A priori, ces chiffres devraient continuer de s’enjoliver dans les années à venir. L’an dernier, la FWB s’est engagée à consacrer un milliard d’euros à la rénovation de ses écoles. Tout récemment, le secrétariat général de l’enseignement catholique (Segec), en collaboration avec Belfius et la Banque européenne d’investissement (BEI) a dressé un premier bilan positif d’un programme de soutien à l’installation de panneaux photovoltaïques sur le toit des écoles. Septante établissements ont déjà pu s’équiper depuis septembre 2022 et 250 pouvoirs organisateurs ont ouvert un dossier.
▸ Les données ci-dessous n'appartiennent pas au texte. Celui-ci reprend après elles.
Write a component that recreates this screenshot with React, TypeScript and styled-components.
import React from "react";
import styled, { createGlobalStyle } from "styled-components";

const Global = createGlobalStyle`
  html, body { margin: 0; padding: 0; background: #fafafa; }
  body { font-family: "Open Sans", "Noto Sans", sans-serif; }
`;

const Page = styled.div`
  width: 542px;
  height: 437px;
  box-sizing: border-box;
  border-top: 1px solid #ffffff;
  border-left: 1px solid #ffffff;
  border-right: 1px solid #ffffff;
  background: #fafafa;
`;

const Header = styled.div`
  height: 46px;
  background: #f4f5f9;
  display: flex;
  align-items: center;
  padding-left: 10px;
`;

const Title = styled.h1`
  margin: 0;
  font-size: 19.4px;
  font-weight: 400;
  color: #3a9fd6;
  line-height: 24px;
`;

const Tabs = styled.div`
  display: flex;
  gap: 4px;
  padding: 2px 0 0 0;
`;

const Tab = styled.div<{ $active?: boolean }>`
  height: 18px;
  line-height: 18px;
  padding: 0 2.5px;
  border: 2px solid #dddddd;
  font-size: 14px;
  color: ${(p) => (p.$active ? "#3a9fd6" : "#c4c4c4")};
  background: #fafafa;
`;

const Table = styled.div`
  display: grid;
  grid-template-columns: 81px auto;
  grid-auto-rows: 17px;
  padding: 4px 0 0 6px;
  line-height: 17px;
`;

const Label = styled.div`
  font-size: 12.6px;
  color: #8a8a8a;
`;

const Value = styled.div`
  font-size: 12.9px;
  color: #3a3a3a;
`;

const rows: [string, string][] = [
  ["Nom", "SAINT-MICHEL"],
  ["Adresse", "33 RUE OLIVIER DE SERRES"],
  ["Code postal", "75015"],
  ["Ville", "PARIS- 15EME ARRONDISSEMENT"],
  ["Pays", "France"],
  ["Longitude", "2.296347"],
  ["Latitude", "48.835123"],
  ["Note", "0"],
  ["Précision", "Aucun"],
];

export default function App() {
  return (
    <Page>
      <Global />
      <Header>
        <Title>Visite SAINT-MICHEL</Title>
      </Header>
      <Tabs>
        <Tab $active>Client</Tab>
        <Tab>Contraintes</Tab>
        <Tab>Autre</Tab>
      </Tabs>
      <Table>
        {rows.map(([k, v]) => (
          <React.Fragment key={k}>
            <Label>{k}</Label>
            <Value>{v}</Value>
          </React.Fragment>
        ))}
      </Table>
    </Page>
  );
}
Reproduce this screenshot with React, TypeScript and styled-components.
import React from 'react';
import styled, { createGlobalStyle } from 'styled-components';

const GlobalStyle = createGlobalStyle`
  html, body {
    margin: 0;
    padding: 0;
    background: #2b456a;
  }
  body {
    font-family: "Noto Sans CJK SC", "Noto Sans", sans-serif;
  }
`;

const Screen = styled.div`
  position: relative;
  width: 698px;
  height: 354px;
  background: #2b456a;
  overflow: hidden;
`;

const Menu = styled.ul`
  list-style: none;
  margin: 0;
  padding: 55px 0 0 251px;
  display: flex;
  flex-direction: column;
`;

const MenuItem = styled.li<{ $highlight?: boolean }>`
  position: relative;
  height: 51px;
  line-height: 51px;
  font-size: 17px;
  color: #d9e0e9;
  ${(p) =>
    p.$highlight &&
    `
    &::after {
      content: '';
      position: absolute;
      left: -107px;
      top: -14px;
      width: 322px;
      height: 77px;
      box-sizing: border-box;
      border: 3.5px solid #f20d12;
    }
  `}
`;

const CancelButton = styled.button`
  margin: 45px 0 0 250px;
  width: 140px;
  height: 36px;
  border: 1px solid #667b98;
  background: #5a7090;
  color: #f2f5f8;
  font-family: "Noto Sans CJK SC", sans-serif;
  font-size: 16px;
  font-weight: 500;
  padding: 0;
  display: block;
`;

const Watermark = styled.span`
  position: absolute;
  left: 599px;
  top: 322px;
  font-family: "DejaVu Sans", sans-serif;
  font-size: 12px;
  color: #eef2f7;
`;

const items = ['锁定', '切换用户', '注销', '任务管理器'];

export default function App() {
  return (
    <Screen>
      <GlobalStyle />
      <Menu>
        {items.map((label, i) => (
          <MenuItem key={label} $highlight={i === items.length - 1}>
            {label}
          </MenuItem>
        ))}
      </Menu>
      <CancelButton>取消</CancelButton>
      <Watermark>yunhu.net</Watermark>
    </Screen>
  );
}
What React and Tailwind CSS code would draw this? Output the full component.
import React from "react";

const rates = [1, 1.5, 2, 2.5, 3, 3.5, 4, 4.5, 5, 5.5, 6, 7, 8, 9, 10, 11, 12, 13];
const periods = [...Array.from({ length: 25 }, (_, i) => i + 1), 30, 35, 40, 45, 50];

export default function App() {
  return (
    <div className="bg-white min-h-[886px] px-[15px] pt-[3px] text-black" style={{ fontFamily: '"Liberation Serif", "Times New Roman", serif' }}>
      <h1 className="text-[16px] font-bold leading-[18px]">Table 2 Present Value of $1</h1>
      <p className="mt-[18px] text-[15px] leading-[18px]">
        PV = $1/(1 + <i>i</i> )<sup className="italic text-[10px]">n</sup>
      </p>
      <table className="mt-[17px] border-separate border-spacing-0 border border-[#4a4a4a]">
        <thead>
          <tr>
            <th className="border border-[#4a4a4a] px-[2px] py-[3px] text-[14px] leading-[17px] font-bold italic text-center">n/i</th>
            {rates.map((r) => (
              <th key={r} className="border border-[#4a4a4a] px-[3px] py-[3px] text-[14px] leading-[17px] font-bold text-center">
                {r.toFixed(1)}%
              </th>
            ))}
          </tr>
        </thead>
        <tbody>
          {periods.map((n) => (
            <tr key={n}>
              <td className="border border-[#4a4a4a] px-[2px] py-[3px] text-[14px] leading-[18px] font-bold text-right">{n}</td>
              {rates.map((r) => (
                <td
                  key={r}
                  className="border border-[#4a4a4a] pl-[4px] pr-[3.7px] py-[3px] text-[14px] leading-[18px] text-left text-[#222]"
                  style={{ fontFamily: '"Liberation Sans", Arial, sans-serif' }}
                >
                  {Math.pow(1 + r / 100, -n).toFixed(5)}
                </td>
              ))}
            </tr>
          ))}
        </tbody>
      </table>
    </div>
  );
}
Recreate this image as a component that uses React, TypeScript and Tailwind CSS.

«Parfois, l’effet de nos ateliers peut se ressentir 10 ans plus tard.»

Valérie Mania

Educatrice à l’

Des écoles qui évoluent sur le plan énergétique, c’est une chose. Mais les initiatives comme celles portées par les enseignants de Soumagne et Seraing, en collaboration avec les ASBL, en sont une autre. Est-il vraiment possible de savoir si elles portent leurs fruits auprès des principaux concernés ? «On ne sait jamais mesurer exactement à quel moment vont germer les graines que l’on vient semer dans les écoles, reconnaît Valérie Mania, d’EFDD. Cela peut se produire dix ou quinze ans plus tard : quand ils commenceront à acheter eux-mêmes leurs vêtements, certains se souviendront peut-être de notre atelier sur le jean.»
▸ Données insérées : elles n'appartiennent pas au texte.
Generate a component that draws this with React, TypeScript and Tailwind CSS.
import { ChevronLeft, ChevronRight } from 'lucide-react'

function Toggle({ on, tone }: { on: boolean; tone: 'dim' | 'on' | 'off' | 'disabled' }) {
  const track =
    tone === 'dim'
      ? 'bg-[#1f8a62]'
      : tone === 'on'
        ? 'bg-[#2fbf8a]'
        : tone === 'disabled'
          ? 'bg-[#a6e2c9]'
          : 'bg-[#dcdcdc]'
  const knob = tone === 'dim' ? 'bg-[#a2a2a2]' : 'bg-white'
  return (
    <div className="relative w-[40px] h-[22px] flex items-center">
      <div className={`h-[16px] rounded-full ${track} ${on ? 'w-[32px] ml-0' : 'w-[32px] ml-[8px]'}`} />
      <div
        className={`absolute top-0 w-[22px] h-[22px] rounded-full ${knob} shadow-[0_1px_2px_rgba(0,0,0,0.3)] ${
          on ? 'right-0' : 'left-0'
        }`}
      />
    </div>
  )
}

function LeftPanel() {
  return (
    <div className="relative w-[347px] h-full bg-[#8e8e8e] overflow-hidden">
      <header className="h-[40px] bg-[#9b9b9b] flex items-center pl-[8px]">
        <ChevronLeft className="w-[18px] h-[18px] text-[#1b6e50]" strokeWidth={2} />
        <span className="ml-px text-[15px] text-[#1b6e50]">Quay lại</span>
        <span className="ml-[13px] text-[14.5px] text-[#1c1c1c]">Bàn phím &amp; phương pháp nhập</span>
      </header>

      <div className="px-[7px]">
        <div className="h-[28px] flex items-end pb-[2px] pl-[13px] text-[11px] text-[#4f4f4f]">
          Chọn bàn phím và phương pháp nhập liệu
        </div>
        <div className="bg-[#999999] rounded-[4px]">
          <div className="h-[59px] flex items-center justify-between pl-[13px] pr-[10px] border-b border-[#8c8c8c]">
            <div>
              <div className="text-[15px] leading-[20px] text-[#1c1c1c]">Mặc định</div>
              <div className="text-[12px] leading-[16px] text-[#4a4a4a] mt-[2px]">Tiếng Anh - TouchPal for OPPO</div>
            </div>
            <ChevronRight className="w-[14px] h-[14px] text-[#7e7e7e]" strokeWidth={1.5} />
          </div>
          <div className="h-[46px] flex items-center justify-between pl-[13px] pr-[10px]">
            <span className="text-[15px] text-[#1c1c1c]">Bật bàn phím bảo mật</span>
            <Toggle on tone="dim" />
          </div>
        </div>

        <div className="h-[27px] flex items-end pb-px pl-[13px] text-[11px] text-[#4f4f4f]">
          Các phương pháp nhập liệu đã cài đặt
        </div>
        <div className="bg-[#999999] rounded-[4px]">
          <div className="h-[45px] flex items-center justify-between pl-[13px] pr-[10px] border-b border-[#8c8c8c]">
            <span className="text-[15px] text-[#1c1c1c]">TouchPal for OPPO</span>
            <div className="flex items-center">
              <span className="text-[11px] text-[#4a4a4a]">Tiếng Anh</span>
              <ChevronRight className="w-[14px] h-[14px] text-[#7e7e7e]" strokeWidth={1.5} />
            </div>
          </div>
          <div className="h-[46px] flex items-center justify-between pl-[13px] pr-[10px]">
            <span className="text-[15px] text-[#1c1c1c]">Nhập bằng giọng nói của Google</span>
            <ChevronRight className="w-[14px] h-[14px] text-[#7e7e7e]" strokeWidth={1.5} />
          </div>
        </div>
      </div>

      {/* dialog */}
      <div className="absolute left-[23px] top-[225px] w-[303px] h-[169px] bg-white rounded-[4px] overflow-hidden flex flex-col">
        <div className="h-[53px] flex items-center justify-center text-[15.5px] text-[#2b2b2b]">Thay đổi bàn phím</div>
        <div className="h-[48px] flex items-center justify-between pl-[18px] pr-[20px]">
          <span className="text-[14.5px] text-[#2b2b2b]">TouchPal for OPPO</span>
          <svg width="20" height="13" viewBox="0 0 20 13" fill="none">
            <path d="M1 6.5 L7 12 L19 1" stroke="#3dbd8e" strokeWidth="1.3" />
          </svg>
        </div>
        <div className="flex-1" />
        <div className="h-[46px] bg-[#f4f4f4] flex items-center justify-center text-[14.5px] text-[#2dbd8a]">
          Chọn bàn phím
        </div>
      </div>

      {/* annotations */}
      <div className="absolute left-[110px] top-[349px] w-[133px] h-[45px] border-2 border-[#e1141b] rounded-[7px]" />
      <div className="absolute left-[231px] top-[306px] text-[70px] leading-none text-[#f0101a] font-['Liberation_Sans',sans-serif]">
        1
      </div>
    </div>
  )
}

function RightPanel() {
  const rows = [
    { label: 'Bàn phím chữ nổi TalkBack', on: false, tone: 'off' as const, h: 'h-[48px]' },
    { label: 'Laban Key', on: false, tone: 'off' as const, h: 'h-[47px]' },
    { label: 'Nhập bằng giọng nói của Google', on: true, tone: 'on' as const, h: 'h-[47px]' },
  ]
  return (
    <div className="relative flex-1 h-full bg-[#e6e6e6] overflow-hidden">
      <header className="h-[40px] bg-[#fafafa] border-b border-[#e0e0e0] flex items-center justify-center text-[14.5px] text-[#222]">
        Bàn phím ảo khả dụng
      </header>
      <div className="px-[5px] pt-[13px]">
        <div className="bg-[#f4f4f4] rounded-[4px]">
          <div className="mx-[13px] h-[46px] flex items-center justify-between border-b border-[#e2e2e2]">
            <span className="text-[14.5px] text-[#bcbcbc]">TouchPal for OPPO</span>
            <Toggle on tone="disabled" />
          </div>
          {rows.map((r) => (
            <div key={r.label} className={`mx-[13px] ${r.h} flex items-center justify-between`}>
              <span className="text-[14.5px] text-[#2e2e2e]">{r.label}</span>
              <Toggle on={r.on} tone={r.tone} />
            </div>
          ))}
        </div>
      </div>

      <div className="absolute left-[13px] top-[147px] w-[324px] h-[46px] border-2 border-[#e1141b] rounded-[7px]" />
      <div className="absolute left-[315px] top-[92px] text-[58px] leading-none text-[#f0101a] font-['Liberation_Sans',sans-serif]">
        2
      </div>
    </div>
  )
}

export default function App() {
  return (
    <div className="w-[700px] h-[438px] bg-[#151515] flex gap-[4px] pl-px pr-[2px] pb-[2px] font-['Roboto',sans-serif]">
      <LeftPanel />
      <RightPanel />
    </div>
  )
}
Parfois, l’effet peut être beaucoup plus rapide. Pour le plus grand bonheur de Catherine Stans, à Soumagne. «On avait une élève très introvertie qui ne semblait pas du tout réceptive à nos ateliers, se souvient-elle. Elle nous a totalement surpris en fin d’année, en réalisant son TFE autour du développement durable. C’est là qu’on voit que nos efforts ne sont pas vains. Et c’est ce qui me rend hyper-optimiste pour l’avenir.»